Signal. Verhalten. Belohnung.
- jedes gute Verhalten sollte verstärkt werden, sonst wird es gelöscht
- Leckerchen sind fast universell einsetzbar und können vielseitig organisiert werden
- Spiel und funktionale Verstärker können ergänzend kontextbezogen sinnvoll sein
"Es gibt Hundetrainer, die ganz OHNE Futter arbeiten und das funktioniert super!"
Kommt darauf an, was man unter SUPER versteht.

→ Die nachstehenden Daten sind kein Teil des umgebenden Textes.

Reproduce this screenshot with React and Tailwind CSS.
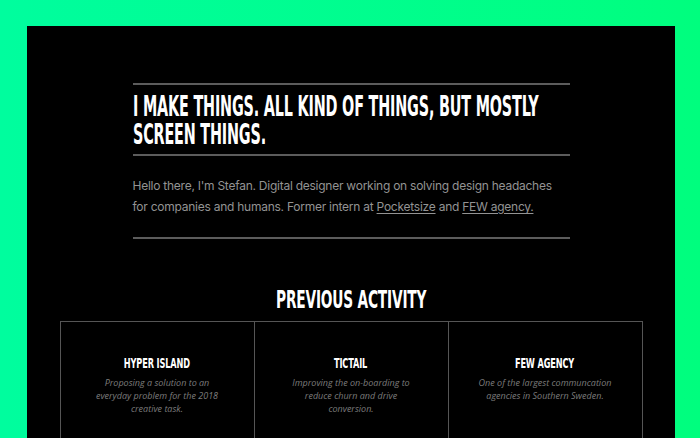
import React from 'react';

const cards = [
  {
    title: 'Hyper Island',
    text: 'Proposing a solution to an everyday problem for the 2018 creative task.',
  },
  {
    title: 'Tictail',
    text: 'Improving the on-boarding to reduce churn and drive conversion.',
  },
  {
    title: 'FEW Agency',
    text: 'One of the largest communcation agencies in Southern Sweden.',
  },
];

// condensed display face: DejaVu Sans Condensed squeezed horizontally
const display = "font-['DejaVu_Sans_Condensed','DejaVu_Sans',sans-serif] font-bold uppercase";

export default function App() {
  return (
    <div className="h-screen overflow-hidden bg-gradient-to-r from-[#00fd9e] to-[#00fe7e] pt-[26px] pl-[27px] pr-[25px]">
      <div className="h-full bg-black">
        {/* Intro */}
        <div className="mx-auto w-[437px] pt-[57px]">
          <div className="h-[2px] bg-[#5c5c5c]" />
          <h1
            className={`${display} mt-[8px] w-[760px] origin-left scale-x-[0.57] text-[28px] leading-[28px] tracking-[-0.3px] text-white`}
          >
            I make things. All kind of things, but mostly screen things.
          </h1>
          <div className="mt-[5px] h-[2px] bg-[#5c5c5c]" />
          <p className="mt-[19px] font-['Inter',sans-serif] text-[12px] leading-[21px] tracking-[-0.25px] text-[#939393]">
            Hello there, I'm Stefan. Digital designer working on solving design headaches for companies and
            humans. Former intern at <span className="underline underline-offset-2">Pocketsize</span> and{' '}
            <span className="underline underline-offset-2">FEW agency.</span>
          </p>
          <div className="mt-[20px] h-[2px] bg-[#5c5c5c]" />
        </div>

        {/* Previous activity */}
        <div className="mt-[47px] flex justify-center">
          <h2 className={`${display} scale-x-[0.61] text-[25px] leading-[28px] tracking-[-0.3px] whitespace-nowrap text-white`}>
            Previous activity
          </h2>
        </div>
        <div className="mx-auto mt-[7px] grid w-[583px] grid-cols-3 border-t border-l border-[#555]">
          {cards.map((c) => (
            <div key={c.title} className="h-[140px] border-r border-[#555] px-[27px] pt-[33px] text-center">
              <div className="flex justify-center">
                <h3 className={`${display} scale-x-[0.65] whitespace-nowrap text-[14px] leading-[16px] tracking-[-0.2px] text-white`}>
                  {c.title}
                </h3>
              </div>
              <p className="mt-[5px] font-['Open_Sans',sans-serif] text-[9px] italic leading-[13px] text-[#7c7c7c]">
                {c.text}
              </p>
            </div>
          ))}
        </div>
      </div>
    </div>
  );
}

Meine Definition von "FUNKTIONIERT SUPER":
- mein Hund ist motiviert. und orientiert sich zuverlässig an mir
- gefragte Verhalten werden sofort und exakt ausgeführt
- meinem Hund geht es gut, er ist weder gestresst noch überfordert
- ich pflege eine liebevolle und harmonische Beziehung zu meinem Hund
- mein Hund vertraut mir in jeder Situation
ganz ohne Belohnungen arbeiten
Trainiert man ohne Belohnung - also ohne das Hinzufügen eines positiven Reizes, befindet man sich zwangsläufig in der negativen Verstärkung. Hunde, die negativ verstärkt werden, können komplett ohne das Hinzufügen einer Belohnung trainiert werden. Das Konzept zielt darauf ab, den Verstärker durch das Verschwinden eines unangenehmen Reizes herbeizuführen. Heißt, der Hund lernt "Mach das, SONST....!" Dieses Vorgehen ist mit der Emotion der Erleichterung verknüpft und wird niemals eine liebevolle und harmonische Beziehung zwischen Hund und Mensch zur Folge haben.

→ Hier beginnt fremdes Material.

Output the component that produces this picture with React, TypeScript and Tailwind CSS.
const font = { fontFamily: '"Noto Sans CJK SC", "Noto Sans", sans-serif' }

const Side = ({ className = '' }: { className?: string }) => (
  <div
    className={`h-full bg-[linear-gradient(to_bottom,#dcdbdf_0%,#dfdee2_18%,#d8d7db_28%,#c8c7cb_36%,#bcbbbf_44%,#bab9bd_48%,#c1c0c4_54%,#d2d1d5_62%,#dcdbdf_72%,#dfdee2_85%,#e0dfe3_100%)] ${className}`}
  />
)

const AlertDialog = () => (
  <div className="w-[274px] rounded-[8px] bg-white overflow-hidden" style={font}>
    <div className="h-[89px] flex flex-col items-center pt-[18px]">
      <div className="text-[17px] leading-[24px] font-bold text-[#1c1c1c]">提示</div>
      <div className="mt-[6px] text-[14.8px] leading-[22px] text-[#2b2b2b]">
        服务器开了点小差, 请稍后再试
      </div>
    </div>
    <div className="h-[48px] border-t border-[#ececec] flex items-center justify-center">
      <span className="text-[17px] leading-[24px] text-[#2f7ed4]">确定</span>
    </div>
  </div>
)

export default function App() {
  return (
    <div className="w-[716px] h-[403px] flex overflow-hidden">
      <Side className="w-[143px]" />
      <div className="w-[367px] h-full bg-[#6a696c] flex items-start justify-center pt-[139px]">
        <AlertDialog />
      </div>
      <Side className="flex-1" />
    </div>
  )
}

Für unser Beispiel von vorhin - du stehst mit deiner Jackpottjacke im Kaufhaus und dein partner ruft - würde das bedeuten, dass du auf das Rufen deines partners postwendend den Rückzug antrittst, weil du Schlimmeres (drohende unangenehme Reize) vermeiden möchtest. Bist du also in angemessener Zeit erschienen und bist dem negativen Reiz deines partners entgangen fühlst du dich ERLEICHTERT - kein gutes Gefühl, oder?
Fazit
Möchtest du zuverlässige Verhalten deines Hundes trainieren, eine harmonische Beziehung zu deinem Vierbeiner aufbauen & erhalten, sowie ein stressfreies Miteinander führen, dann solltest du möglichst VIIIIIIIIELE erwünschte Verhalten deines Hundes verstärken. Leckerchen bringen dir dabei den großen Vorteil, dass sie zum einen fast jede Situation abdecken, zum anderen stets verfügbar sind. Spielzeug und funktionale Verstärker stellen eine clevere Ergänzung in Sachen Belohnung dar.
JEDES NICHT VERSTÄRKTE VERHALTEN IST EIN LÖSCHUNGSDURCHGANG UND SCHWÄCHT DIE AUFTRETENSWAHRSCHEINLICHKEIT DES VERHALTENS IM NÄCHSTEN DURCHGANG.